#### [GOAL]
Transcribe the listing exactly, leaving out every picture.

#### [PROVIDED DATA]
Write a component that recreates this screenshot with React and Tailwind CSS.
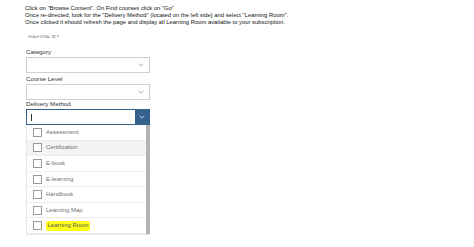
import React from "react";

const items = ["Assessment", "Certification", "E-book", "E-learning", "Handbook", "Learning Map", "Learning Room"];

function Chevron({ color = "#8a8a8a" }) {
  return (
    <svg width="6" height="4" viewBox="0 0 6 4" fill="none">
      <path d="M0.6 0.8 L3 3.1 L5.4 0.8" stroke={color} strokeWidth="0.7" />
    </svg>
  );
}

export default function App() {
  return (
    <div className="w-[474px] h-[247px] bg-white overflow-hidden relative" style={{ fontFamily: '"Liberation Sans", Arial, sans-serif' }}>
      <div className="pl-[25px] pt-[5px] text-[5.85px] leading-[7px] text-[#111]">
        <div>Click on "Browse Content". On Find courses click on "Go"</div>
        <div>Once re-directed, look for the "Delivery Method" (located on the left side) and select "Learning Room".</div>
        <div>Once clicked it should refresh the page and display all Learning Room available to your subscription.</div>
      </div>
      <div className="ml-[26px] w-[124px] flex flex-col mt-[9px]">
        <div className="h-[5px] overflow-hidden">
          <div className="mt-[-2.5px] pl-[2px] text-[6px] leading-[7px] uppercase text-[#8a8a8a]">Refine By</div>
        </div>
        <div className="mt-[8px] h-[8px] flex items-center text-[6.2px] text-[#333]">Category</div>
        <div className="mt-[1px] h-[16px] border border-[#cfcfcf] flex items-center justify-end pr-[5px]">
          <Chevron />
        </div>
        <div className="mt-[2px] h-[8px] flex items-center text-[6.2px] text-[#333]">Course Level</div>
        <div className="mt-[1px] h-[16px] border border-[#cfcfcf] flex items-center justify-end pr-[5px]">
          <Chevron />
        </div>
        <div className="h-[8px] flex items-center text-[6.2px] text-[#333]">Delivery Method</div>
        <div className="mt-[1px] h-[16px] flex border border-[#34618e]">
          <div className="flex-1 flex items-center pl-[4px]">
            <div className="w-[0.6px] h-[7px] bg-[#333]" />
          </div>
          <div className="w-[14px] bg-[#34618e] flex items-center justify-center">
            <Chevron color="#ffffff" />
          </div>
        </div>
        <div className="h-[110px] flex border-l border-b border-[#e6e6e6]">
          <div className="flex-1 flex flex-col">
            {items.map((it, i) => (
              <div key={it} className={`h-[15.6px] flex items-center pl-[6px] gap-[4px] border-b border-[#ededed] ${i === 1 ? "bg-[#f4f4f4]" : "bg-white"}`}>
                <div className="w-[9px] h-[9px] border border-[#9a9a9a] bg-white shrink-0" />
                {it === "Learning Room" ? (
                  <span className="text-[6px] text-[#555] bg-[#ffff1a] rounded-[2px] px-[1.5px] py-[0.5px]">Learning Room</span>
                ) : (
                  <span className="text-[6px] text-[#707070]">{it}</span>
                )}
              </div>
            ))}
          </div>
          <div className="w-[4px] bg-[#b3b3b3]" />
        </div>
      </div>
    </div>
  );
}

#### [REPLY]
Write a component that recreates this screenshot with React and Tailwind CSS.
import React from "react";

const items = ["Assessment", "Certification", "E-book", "E-learning", "Handbook", "Learning Map", "Learning Room"];

function Chevron({ color = "#8a8a8a" }) {
  return (
    <svg width="6" height="4" viewBox="0 0 6 4" fill="none">
      <path d="M0.6 0.8 L3 3.1 L5.4 0.8" stroke={color} strokeWidth="0.7" />
    </svg>
  );
}

export default function App() {
  return (
    <div className="w-[474px] h-[247px] bg-white overflow-hidden relative" style={{ fontFamily: '"Liberation Sans", Arial, sans-serif' }}>
      <div className="pl-[25px] pt-[5px] text-[5.85px] leading-[7px] text-[#111]">
        <div>Click on "Browse Content". On Find courses click on "Go"</div>
        <div>Once re-directed, look for the "Delivery Method" (located on the left side) and select "Learning Room".</div>
        <div>Once clicked it should refresh the page and display all Learning Room available to your subscription.</div>
      </div>
      <div className="ml-[26px] w-[124px] flex flex-col mt-[9px]">
        <div className="h-[5px] overflow-hidden">
          <div className="mt-[-2.5px] pl-[2px] text-[6px] leading-[7px] uppercase text-[#8a8a8a]">Refine By</div>
        </div>
        <div className="mt-[8px] h-[8px] flex items-center text-[6.2px] text-[#333]">Category</div>
        <div className="mt-[1px] h-[16px] border border-[#cfcfcf] flex items-center justify-end pr-[5px]">
          <Chevron />
        </div>
        <div className="mt-[2px] h-[8px] flex items-center text-[6.2px] text-[#333]">Course Level</div>
        <div className="mt-[1px] h-[16px] border border-[#cfcfcf] flex items-center justify-end pr-[5px]">
          <Chevron />
        </div>
        <div className="h-[8px] flex items-center text-[6.2px] text-[#333]">Delivery Method</div>
        <div className="mt-[1px] h-[16px] flex border border-[#34618e]">
          <div className="flex-1 flex items-center pl-[4px]">
            <div className="w-[0.6px] h-[7px] bg-[#333]" />
          </div>
          <div className="w-[14px] bg-[#34618e] flex items-center justify-center">
            <Chevron color="#ffffff" />
          </div>
        </div>
        <div className="h-[110px] flex border-l border-b border-[#e6e6e6]">
          <div className="flex-1 flex flex-col">
            {items.map((it, i) => (
              <div key={it} className={`h-[15.6px] flex items-center pl-[6px] gap-[4px] border-b border-[#ededed] ${i === 1 ? "bg-[#f4f4f4]" : "bg-white"}`}>
                <div className="w-[9px] h-[9px] border border-[#9a9a9a] bg-white shrink-0" />
                {it === "Learning Room" ? (
                  <span className="text-[6px] text-[#555] bg-[#ffff1a] rounded-[2px] px-[1.5px] py-[0.5px]">Learning Room</span>
                ) : (
                  <span className="text-[6px] text-[#707070]">{it}</span>
                )}
              </div>
            ))}
          </div>
          <div className="w-[4px] bg-[#b3b3b3]" />
        </div>
      </div>
    </div>
  );
}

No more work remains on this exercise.